After all, it's the seventh game of the Stanley Cup. The reason it falls flat is because we have no one to root for. Sure we figured Joe probably wants to win the game, but it doesn't seem to matter to him. In fact, nothing seems to mean much to him, not the screaming fans, not that his team made it to the finals, not the fact that his life-long rival is about to slam the puck into the goal he's guarding. So why would a writer forget to let us know how Joe feels? What most likely happened is that the writer believed the situation is so incredibly exciting that we will inherently know how Joe feels, so he decided not to waste time telling us about it.
This is a very common mistake. Your job is to help the reader feel what the protagonist feels. To make that happen, this writer would need to do two things. First, he needs to let us know what Joe feels. Second, he needs to let us know why Joe feels that way. Let's look at the improved version below, so you can see exactly how it's done. Note that this time the writer lets us into Joe's feelings at every turn and has crafted a why that's specific, clear, and present.
Also note that the writer didn't accomplish this simply by tweaking the bad version of the scene. Instead, he completely reimagined and rewrote it. As we'll discuss throughout, the willingness to re-write is what separates those who are successful from those who never quite get there. Here we go. (male speaker: When the puck skidded across the ice, careened off the boards, and landed right on Larry's stick with six seconds remaining on the clock, Joe had to laugh. Of course Larry would maneuver to take the last shot.
Of course Larry would race up the ice and stare him in the eye as if he wanted to kill him, not shoot the puck past him and into the goal. It was Larry pitted against Joe, one more time--although this time, they weren't just a couple of ten year olds playing in their first game, or a couple of high school kids playing for the league title. This time they were facing off for the Stanley Cup--the biggest prize in hockey--and the whole world was watching. With a grim smile, Joe crouched, every muscle tense.
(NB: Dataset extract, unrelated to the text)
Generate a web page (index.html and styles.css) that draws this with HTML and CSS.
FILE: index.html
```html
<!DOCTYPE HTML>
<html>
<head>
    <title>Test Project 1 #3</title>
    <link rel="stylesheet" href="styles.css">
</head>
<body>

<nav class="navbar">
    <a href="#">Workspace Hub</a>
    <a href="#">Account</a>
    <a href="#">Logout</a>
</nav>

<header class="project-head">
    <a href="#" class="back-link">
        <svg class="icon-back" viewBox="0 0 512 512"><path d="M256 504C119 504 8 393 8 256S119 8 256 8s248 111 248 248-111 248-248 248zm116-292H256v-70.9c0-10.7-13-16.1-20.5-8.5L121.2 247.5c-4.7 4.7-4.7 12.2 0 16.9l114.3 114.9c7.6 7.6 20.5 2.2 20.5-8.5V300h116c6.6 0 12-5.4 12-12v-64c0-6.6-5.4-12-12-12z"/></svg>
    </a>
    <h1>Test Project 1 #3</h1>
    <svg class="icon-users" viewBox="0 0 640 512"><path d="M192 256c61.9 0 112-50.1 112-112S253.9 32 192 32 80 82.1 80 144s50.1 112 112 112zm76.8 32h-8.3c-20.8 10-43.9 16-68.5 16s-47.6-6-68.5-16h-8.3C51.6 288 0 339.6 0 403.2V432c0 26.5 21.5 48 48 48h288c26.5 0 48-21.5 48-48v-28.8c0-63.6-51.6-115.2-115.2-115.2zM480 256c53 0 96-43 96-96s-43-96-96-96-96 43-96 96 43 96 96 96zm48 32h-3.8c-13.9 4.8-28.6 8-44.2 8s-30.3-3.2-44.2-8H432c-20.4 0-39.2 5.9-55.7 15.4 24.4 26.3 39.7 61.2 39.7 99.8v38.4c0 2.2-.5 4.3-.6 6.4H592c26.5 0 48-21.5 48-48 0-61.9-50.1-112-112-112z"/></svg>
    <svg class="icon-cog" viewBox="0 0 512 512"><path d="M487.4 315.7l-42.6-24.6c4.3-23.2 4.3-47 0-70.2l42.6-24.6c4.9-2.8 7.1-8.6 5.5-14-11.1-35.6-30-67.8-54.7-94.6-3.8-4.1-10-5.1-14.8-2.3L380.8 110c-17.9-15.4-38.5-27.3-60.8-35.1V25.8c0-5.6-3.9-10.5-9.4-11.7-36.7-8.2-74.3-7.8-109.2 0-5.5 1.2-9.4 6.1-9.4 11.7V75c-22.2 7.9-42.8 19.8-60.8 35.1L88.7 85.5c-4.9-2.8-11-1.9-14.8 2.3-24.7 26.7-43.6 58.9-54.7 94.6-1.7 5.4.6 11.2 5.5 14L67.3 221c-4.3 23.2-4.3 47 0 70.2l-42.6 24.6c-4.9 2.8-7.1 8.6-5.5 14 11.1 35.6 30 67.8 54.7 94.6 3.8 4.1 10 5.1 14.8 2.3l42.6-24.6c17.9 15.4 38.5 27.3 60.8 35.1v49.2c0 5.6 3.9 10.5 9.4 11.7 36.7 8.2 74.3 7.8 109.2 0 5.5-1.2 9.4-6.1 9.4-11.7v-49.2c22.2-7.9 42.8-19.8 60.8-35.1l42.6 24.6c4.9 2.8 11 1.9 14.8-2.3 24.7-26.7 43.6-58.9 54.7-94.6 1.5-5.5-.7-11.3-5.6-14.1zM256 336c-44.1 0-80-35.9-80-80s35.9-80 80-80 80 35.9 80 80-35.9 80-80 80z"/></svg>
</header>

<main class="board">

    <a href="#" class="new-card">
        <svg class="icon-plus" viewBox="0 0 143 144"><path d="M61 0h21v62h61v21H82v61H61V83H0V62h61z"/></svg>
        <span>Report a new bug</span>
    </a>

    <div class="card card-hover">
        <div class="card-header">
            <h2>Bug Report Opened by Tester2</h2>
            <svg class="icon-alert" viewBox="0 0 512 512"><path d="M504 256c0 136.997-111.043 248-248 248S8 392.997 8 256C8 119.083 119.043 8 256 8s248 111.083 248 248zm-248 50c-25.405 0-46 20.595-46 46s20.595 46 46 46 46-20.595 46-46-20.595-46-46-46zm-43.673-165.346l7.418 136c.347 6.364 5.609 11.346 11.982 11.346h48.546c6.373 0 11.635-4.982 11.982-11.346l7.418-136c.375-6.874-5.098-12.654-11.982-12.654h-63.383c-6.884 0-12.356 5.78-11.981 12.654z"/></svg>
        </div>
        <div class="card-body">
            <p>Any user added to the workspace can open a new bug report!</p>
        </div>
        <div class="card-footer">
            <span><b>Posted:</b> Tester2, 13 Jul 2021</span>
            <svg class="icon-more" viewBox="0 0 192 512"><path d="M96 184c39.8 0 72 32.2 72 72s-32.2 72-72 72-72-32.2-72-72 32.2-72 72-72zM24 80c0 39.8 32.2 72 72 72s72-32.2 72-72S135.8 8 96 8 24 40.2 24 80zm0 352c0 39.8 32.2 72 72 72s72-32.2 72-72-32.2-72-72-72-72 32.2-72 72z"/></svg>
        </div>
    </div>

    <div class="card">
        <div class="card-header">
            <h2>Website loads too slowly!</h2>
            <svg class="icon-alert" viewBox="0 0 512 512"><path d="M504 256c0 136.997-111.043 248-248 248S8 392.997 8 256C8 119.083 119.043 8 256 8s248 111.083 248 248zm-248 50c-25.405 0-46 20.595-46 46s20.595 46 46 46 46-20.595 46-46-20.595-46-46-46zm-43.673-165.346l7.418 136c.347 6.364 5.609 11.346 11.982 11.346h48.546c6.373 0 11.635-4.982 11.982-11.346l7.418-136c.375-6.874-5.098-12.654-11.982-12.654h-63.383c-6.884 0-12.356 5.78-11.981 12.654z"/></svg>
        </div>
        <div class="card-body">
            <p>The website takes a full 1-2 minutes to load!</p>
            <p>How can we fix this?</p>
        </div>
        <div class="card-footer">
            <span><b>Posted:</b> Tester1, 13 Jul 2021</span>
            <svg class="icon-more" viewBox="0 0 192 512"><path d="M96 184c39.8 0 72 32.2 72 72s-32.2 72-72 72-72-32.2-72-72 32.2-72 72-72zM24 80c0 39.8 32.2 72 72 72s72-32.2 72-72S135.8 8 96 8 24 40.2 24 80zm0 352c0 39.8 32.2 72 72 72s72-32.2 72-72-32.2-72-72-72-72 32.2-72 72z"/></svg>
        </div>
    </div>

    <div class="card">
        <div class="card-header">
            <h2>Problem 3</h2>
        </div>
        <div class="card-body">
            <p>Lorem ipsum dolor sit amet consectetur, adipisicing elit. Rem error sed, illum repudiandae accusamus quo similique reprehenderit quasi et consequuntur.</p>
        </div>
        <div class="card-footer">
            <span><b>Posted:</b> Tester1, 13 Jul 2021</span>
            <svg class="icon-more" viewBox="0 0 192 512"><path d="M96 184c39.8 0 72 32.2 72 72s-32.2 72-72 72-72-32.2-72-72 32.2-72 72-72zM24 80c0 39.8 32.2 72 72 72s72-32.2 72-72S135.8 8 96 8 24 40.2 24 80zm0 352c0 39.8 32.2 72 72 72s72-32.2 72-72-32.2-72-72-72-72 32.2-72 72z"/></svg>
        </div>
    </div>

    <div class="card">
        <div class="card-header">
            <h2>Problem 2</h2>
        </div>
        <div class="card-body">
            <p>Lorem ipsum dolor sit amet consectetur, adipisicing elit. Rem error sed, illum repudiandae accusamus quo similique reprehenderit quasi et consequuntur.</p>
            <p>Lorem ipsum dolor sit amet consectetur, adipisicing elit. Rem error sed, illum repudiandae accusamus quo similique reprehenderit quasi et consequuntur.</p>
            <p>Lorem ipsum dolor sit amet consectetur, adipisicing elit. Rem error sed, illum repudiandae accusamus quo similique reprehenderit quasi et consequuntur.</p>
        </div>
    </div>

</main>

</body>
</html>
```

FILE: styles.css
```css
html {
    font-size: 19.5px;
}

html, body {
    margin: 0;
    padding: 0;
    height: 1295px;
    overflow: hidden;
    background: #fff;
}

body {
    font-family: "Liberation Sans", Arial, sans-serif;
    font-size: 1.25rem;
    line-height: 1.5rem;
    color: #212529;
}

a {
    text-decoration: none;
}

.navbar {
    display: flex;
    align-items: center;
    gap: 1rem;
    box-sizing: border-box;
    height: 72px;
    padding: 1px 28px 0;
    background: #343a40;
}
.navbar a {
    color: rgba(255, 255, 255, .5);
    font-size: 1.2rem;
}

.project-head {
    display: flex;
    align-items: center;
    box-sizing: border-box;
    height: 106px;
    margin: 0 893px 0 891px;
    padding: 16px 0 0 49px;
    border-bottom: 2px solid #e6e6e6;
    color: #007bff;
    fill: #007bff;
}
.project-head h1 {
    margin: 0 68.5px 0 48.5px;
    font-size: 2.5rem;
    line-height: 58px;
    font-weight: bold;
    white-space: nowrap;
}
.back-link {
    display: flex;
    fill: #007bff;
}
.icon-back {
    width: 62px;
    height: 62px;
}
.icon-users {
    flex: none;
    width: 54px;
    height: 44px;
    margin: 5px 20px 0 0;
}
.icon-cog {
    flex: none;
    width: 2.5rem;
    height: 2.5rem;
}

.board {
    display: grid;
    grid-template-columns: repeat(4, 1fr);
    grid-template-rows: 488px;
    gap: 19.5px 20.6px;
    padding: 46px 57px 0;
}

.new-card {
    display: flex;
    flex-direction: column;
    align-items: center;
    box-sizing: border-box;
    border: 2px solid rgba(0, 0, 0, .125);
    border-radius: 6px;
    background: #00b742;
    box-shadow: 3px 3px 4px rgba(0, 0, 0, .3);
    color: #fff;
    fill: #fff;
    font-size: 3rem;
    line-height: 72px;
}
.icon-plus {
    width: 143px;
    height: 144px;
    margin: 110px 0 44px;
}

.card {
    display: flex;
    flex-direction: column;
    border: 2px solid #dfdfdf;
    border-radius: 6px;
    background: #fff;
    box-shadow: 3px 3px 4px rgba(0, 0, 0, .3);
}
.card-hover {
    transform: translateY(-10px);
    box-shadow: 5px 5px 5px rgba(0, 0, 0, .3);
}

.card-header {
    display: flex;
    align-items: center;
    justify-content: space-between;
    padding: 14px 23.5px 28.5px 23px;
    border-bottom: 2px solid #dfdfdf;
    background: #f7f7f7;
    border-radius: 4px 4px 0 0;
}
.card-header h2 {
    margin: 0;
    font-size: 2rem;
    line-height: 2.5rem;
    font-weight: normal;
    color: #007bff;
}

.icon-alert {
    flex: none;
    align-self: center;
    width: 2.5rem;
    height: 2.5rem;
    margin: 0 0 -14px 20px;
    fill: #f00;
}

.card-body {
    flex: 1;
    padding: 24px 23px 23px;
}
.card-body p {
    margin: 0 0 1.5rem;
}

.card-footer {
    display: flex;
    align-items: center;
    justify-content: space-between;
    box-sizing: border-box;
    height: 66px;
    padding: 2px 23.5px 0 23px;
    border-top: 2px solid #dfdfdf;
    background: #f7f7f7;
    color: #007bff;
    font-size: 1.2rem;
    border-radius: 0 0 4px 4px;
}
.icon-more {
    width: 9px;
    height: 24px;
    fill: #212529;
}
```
He was a machine finely tuned to do just one thing: this time, he'd stop Larry Barnes from scoring.) Now I am dying to know what happened. Did Larry score this time? Did Joe stop the shot? How did Joe feel at the end of the day? And hey, what's behind their rivalry anyway? It sure sounds like stopping Larry shot means more to Joe than just winning the game, and that my friends is what keeps me reading.